During the Gold Rush, as hundreds of thousands of new immigrants flooded into California, hostilities between these new immigrants and the Native Americans rapidly accelerated. The new immigrant miners, ranchers and farmers came to see the Native Americans as threats to their prosperity and security, an obstacle blocking progress, as well as primitive. There is a traceable evolution of attitudes based on the changing needs of the immigrants. The unfortunate events that followed included the massacre of many remaining villages. In 1863 some 461 Native Americans, mostly Maidu, were force-marched 125 miles to the Round Valley Reservation during which many were killed or died. Only 277 completed the journey, most in poor health. The Round Valley Reservation is located to the northwest of Sutter County in Mendocino County.
During the 1870's and 1880's, valuable farmland in Sutter County was lost to the silting up of the rivers caused by hydraulic gold mining in the Sierras. Local farmers formed the Anti-Debris Association, and in 1884, they won a landmark suit halting the practice of hydraulic mining. Once land was cleared, river bottom land claimed and hydraulic mining stopped, agriculture developed rapidly. Several famous agricultural varieties were developed in Sutter County, including Proper Wheat in 1868, which opened up the wheat exporting market in Sutter County; the Thompson Seedless Grape in the 1870's, which led to a thriving raisin industry; and the Phillips Cling Peach in the 1880's, which paved the way for a surge in the canning industry, with three local canneries established. Several organizations, important to the prosperity of Sutter County, were created as a result of agriculture. The Farmers' Cooperative Union of Sutter County grew out of the farmers concerns about speculators who worked together to keep the prices paid to farmers low, regardless of the market. These speculators also worked in concert to drive up the price of transportation of agricultural products. The Farmers' Cooperative Union, begun by S.E. Wilson, B.F. Walton, George Ohleyer, A.L. Chandler, Francis Hamlin, George Brittan and Henry Elmer, enabled the farmers to join together and act to improve prices paid to farmers. Other organizations included: the Farmers' Union Bank, the financial branch of the Farmers' Cooperative Union; Producers' Bank of Yuba City; the Nicolaus Farmers' Grain Warehouse; the California Fruit Canners Association, now known as the Californian Packing Corporation.

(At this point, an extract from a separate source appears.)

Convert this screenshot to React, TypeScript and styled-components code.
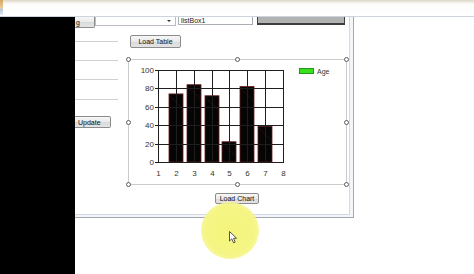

Agriculture and the promise of a stable and prosperous future brought many different kinds of people to Sutter County. One of these groups of people was the East Indian Sikhs of the Punjab province of India. Beginning around 1910, East Indians moved to the Central Valley of California to work on roadbeds for the electric railroads. Eventually, the East Indians turned their attention to orchard and farm work.

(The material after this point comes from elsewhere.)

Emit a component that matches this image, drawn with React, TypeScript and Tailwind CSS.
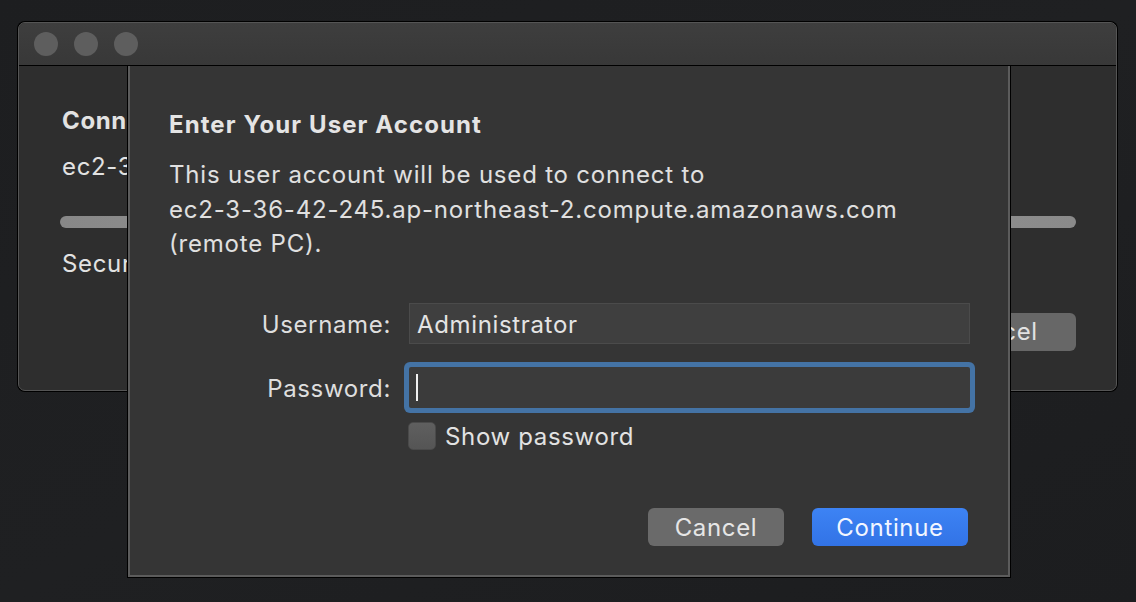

Many people had an impact on the way in which Sutter County has developed. They include: B.F. Walton, largely responsible for the development of the peach canning industry in the County; J.T. Bogue, the first nurseryman to propagate the Phillips cling peach commercially; E.T. Thornbrough of Meridian, who first brought prune trees to the area; George Ohleyer, founder and editor of the Sutter County Farmer newspaper and one time supervisor; Allen Noyes, who acquired land on the west side of the Buttes, creating the village of Noyesburg and deeding, upon his death, land to the school and cemetery districts; Frederick Peter Tarke and Frederick Hoke, who as young men were drawn to the gold fields but soon decided that they might better make their living in a ranching and agricultural partnership that encompassed several thousand acres of land on the southwest side of the Buttes; Harry Stabler, one of the first County Agricultural Commissioners; William Thompson, a Sutter resident and propagator of the seedless grape; and John Paxton Onstott, responsible for establishing the raisin industry in the United States.

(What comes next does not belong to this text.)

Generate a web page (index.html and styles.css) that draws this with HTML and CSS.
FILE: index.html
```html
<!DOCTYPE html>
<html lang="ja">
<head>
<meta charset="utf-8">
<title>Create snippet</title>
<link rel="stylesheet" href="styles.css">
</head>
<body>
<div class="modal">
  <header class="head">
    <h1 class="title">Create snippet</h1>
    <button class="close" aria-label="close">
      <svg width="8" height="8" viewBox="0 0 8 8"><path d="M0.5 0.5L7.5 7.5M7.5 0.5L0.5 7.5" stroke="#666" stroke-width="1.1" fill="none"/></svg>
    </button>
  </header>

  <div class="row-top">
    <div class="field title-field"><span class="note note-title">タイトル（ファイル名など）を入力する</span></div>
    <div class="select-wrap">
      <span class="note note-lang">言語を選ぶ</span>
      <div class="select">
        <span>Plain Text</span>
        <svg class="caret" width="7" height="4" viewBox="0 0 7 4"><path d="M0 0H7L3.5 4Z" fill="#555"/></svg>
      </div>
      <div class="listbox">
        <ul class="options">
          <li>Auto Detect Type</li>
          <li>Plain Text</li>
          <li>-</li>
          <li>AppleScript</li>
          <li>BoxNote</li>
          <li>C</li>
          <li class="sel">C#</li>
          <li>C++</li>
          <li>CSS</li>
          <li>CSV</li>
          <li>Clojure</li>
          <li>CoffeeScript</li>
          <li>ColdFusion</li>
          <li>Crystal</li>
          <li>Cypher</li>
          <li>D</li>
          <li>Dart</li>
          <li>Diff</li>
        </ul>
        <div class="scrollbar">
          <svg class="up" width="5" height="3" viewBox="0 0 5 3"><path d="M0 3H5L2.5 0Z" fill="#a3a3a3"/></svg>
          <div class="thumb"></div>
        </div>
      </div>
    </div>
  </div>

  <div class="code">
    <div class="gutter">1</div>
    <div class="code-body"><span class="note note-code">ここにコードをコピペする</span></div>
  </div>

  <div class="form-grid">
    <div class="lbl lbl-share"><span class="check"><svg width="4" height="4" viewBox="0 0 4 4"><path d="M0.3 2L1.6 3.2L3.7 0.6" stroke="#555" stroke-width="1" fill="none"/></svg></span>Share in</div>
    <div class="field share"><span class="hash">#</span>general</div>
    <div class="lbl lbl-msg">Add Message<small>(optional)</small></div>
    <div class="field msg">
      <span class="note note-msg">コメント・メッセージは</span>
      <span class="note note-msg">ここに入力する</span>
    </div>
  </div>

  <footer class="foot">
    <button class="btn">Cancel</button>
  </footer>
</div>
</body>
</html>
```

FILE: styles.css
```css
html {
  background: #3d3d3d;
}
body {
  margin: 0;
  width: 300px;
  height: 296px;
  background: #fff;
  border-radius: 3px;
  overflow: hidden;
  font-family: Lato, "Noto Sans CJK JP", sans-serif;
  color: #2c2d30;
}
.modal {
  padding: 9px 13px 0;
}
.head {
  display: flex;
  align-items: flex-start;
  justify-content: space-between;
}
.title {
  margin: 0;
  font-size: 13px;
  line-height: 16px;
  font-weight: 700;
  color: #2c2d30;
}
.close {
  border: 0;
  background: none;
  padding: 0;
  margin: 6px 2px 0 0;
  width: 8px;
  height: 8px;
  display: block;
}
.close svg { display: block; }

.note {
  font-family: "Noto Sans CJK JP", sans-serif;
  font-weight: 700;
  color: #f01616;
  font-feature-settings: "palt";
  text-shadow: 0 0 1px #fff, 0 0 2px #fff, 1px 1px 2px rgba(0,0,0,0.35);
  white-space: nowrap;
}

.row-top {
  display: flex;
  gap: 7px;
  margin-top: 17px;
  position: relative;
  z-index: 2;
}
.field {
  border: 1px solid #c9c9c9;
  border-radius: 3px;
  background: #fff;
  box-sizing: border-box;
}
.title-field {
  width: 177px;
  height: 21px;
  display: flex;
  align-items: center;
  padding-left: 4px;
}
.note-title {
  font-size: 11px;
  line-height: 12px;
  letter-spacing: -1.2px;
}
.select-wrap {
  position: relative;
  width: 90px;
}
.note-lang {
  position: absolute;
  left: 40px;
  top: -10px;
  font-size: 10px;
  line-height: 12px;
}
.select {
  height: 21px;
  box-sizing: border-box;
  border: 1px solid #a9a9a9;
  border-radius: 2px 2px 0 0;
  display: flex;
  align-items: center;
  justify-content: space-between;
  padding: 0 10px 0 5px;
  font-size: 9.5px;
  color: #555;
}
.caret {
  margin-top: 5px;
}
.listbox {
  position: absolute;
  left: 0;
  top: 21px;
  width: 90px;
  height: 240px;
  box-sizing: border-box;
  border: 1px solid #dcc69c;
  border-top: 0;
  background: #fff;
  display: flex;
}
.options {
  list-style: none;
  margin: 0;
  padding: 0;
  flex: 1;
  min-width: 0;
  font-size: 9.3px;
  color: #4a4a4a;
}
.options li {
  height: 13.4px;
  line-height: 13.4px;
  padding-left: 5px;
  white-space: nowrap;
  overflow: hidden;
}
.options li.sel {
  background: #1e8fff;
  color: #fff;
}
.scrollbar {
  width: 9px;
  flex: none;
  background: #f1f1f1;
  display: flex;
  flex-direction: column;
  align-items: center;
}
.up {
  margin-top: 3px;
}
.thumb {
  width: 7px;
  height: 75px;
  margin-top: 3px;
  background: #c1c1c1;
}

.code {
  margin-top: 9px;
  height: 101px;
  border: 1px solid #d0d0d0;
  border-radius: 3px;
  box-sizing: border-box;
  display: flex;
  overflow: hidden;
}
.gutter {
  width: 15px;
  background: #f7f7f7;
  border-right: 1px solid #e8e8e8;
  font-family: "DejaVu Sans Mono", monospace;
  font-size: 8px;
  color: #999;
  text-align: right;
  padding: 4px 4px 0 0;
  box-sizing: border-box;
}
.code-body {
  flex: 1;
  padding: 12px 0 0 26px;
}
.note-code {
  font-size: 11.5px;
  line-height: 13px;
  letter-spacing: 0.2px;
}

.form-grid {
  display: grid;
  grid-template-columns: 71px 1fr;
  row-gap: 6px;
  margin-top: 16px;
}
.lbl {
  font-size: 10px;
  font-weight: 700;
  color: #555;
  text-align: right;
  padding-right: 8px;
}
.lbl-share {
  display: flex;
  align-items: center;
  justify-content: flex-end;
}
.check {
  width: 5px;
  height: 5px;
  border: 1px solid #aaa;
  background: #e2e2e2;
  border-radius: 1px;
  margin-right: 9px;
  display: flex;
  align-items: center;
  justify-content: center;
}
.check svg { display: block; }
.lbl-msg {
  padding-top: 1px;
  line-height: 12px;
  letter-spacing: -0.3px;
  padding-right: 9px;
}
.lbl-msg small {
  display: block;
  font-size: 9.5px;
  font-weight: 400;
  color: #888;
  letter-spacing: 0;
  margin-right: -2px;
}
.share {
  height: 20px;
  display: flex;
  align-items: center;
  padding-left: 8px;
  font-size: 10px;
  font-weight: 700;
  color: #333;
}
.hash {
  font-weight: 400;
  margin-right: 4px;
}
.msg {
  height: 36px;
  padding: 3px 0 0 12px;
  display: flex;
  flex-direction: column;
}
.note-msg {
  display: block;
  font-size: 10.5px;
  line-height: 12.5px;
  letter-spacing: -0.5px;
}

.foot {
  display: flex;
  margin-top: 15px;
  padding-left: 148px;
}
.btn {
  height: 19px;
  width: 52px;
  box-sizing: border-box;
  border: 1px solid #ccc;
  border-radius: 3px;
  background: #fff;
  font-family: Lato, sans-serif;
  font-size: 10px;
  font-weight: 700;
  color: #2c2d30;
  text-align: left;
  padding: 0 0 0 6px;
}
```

Sutter County was one of the 27 original counties of California, set up by the first Legislature on February 18, 1850. Originally, Sutter County included portions of what are now Placer and Colusa counties; the boundaries were fixed at their current location around 1856. Prior to 1900, Live Oak, Meridian, and Nicolaus were noted as shipping points and South Butte, Pennington, West Butte, Kirkville, and Pleasant Grove had post offices and a few stores and shops. Many of these communities were short lived.
Senator Thomas J. Green purchased land from John Sutter, which he called Oro. Green convinced the State to name Oro the County seat in 1850. Unfortunately Oro, located approximately two miles from Nicolaus in the southern portion of the County, consisted of a single building. Since there was no suitable building in Oro, however, the County seat was moved to Nicolaus the same year. In 1851, the Seat was moved to Auburn, but when Placer County was formed later that year the town of Vernon (now called Verona) was selected. As Vernon's growth declined, the Seat moved back and forth between Nicolaus and Yuba City. In 1856, Yuba City became the permanent County Seat for Sutter County.
Sutter County has continued to rely on its agricultural resources as the primary economic base. The cropping patterns have evolved into two predictable types. Those areas nearer the rivers with the coarser soils are extremely well suited to orchard crops while the lowlands farther from the rivers with the clayey soils are well suited to the production of rice. A variety of truck crops and grains are also grown in various locations. Grazing is the predominant agricultural use in the Buttes with scattered grain and orchard farming.